═════ PROVIDED DATA
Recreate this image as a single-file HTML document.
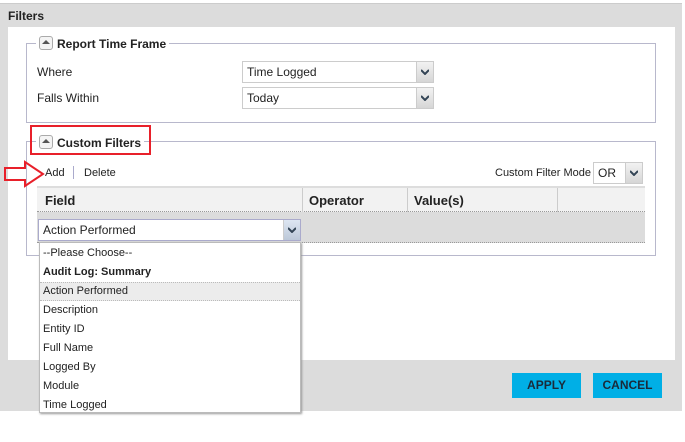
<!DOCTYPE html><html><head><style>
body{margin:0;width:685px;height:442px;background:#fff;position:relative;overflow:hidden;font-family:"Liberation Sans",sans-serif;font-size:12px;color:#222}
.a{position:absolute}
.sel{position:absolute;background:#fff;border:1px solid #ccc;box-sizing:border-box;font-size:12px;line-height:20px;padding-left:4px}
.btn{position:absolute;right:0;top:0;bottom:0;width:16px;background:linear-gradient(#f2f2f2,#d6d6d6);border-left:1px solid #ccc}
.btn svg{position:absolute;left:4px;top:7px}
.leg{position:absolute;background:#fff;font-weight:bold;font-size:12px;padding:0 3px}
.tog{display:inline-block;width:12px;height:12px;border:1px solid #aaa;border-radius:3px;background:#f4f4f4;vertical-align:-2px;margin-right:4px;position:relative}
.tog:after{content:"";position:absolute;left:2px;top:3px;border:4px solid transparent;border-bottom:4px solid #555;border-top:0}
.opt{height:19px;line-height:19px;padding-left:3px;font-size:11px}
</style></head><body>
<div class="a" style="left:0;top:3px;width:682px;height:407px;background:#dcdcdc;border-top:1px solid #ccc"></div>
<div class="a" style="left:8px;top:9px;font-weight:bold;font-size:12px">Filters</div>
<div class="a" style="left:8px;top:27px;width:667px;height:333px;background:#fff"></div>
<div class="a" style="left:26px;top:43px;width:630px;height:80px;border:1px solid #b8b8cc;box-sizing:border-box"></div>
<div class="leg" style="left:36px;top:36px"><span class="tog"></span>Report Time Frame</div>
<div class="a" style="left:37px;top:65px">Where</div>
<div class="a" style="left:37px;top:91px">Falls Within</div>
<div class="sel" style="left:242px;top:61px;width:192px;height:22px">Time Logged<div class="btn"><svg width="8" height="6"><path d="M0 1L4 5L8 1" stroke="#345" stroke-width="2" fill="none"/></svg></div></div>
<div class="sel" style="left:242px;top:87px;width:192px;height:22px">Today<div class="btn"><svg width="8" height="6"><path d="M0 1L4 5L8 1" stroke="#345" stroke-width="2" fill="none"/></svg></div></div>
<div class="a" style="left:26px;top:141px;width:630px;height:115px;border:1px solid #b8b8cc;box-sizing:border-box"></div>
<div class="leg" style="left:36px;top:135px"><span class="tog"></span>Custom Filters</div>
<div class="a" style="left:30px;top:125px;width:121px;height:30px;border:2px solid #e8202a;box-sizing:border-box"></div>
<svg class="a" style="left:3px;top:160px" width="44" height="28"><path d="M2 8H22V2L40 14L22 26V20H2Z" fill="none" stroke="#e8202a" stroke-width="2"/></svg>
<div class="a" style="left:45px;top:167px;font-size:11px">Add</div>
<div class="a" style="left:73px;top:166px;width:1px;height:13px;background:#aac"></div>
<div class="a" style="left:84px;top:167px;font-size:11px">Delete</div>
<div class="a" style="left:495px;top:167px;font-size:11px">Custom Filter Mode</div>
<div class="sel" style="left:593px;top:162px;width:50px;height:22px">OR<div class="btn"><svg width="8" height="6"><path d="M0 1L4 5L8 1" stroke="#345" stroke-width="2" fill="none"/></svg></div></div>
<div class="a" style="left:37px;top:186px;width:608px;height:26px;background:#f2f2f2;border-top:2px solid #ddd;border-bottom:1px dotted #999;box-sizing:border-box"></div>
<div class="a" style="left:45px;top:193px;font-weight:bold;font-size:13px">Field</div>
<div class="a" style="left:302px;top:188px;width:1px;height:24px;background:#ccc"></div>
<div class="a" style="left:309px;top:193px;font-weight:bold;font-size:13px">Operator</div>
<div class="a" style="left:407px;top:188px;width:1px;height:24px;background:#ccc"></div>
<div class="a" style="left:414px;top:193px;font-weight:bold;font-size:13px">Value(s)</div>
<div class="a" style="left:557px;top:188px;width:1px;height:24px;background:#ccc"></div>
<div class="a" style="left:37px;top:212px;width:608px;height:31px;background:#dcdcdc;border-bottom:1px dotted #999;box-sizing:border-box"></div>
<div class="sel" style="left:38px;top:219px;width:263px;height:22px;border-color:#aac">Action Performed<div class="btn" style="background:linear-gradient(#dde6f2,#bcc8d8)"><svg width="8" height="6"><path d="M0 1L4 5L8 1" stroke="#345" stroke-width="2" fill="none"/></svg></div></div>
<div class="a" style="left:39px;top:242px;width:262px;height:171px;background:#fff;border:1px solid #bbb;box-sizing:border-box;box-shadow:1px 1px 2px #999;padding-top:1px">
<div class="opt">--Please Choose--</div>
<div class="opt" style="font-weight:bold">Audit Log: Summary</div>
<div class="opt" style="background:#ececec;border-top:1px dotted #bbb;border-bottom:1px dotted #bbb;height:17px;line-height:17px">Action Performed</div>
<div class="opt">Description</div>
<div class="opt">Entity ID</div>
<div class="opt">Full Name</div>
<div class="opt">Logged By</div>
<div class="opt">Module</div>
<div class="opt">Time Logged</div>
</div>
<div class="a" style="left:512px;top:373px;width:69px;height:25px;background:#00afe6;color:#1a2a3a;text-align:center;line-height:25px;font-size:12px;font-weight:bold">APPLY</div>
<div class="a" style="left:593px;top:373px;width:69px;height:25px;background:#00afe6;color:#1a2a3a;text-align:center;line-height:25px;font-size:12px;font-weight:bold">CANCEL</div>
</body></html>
══════════
### WORK REQUIRED:
Send back the data above word for word, with the pictures left out.

### EXERCISE SOLUTION:
Recreate this image as a single-file HTML document.
<!DOCTYPE html><html><head><style>
body{margin:0;width:685px;height:442px;background:#fff;position:relative;overflow:hidden;font-family:"Liberation Sans",sans-serif;font-size:12px;color:#222}
.a{position:absolute}
.sel{position:absolute;background:#fff;border:1px solid #ccc;box-sizing:border-box;font-size:12px;line-height:20px;padding-left:4px}
.btn{position:absolute;right:0;top:0;bottom:0;width:16px;background:linear-gradient(#f2f2f2,#d6d6d6);border-left:1px solid #ccc}
.btn svg{position:absolute;left:4px;top:7px}
.leg{position:absolute;background:#fff;font-weight:bold;font-size:12px;padding:0 3px}
.tog{display:inline-block;width:12px;height:12px;border:1px solid #aaa;border-radius:3px;background:#f4f4f4;vertical-align:-2px;margin-right:4px;position:relative}
.tog:after{content:"";position:absolute;left:2px;top:3px;border:4px solid transparent;border-bottom:4px solid #555;border-top:0}
.opt{height:19px;line-height:19px;padding-left:3px;font-size:11px}
</style></head><body>
<div class="a" style="left:0;top:3px;width:682px;height:407px;background:#dcdcdc;border-top:1px solid #ccc"></div>
<div class="a" style="left:8px;top:9px;font-weight:bold;font-size:12px">Filters</div>
<div class="a" style="left:8px;top:27px;width:667px;height:333px;background:#fff"></div>
<div class="a" style="left:26px;top:43px;width:630px;height:80px;border:1px solid #b8b8cc;box-sizing:border-box"></div>
<div class="leg" style="left:36px;top:36px"><span class="tog"></span>Report Time Frame</div>
<div class="a" style="left:37px;top:65px">Where</div>
<div class="a" style="left:37px;top:91px">Falls Within</div>
<div class="sel" style="left:242px;top:61px;width:192px;height:22px">Time Logged<div class="btn"><svg width="8" height="6"><path d="M0 1L4 5L8 1" stroke="#345" stroke-width="2" fill="none"/></svg></div></div>
<div class="sel" style="left:242px;top:87px;width:192px;height:22px">Today<div class="btn"><svg width="8" height="6"><path d="M0 1L4 5L8 1" stroke="#345" stroke-width="2" fill="none"/></svg></div></div>
<div class="a" style="left:26px;top:141px;width:630px;height:115px;border:1px solid #b8b8cc;box-sizing:border-box"></div>
<div class="leg" style="left:36px;top:135px"><span class="tog"></span>Custom Filters</div>
<div class="a" style="left:30px;top:125px;width:121px;height:30px;border:2px solid #e8202a;box-sizing:border-box"></div>
<svg class="a" style="left:3px;top:160px" width="44" height="28"><path d="M2 8H22V2L40 14L22 26V20H2Z" fill="none" stroke="#e8202a" stroke-width="2"/></svg>
<div class="a" style="left:45px;top:167px;font-size:11px">Add</div>
<div class="a" style="left:73px;top:166px;width:1px;height:13px;background:#aac"></div>
<div class="a" style="left:84px;top:167px;font-size:11px">Delete</div>
<div class="a" style="left:495px;top:167px;font-size:11px">Custom Filter Mode</div>
<div class="sel" style="left:593px;top:162px;width:50px;height:22px">OR<div class="btn"><svg width="8" height="6"><path d="M0 1L4 5L8 1" stroke="#345" stroke-width="2" fill="none"/></svg></div></div>
<div class="a" style="left:37px;top:186px;width:608px;height:26px;background:#f2f2f2;border-top:2px solid #ddd;border-bottom:1px dotted #999;box-sizing:border-box"></div>
<div class="a" style="left:45px;top:193px;font-weight:bold;font-size:13px">Field</div>
<div class="a" style="left:302px;top:188px;width:1px;height:24px;background:#ccc"></div>
<div class="a" style="left:309px;top:193px;font-weight:bold;font-size:13px">Operator</div>
<div class="a" style="left:407px;top:188px;width:1px;height:24px;background:#ccc"></div>
<div class="a" style="left:414px;top:193px;font-weight:bold;font-size:13px">Value(s)</div>
<div class="a" style="left:557px;top:188px;width:1px;height:24px;background:#ccc"></div>
<div class="a" style="left:37px;top:212px;width:608px;height:31px;background:#dcdcdc;border-bottom:1px dotted #999;box-sizing:border-box"></div>
<div class="sel" style="left:38px;top:219px;width:263px;height:22px;border-color:#aac">Action Performed<div class="btn" style="background:linear-gradient(#dde6f2,#bcc8d8)"><svg width="8" height="6"><path d="M0 1L4 5L8 1" stroke="#345" stroke-width="2" fill="none"/></svg></div></div>
<div class="a" style="left:39px;top:242px;width:262px;height:171px;background:#fff;border:1px solid #bbb;box-sizing:border-box;box-shadow:1px 1px 2px #999;padding-top:1px">
<div class="opt">--Please Choose--</div>
<div class="opt" style="font-weight:bold">Audit Log: Summary</div>
<div class="opt" style="background:#ececec;border-top:1px dotted #bbb;border-bottom:1px dotted #bbb;height:17px;line-height:17px">Action Performed</div>
<div class="opt">Description</div>
<div class="opt">Entity ID</div>
<div class="opt">Full Name</div>
<div class="opt">Logged By</div>
<div class="opt">Module</div>
<div class="opt">Time Logged</div>
</div>
<div class="a" style="left:512px;top:373px;width:69px;height:25px;background:#00afe6;color:#1a2a3a;text-align:center;line-height:25px;font-size:12px;font-weight:bold">APPLY</div>
<div class="a" style="left:593px;top:373px;width:69px;height:25px;background:#00afe6;color:#1a2a3a;text-align:center;line-height:25px;font-size:12px;font-weight:bold">CANCEL</div>
</body></html>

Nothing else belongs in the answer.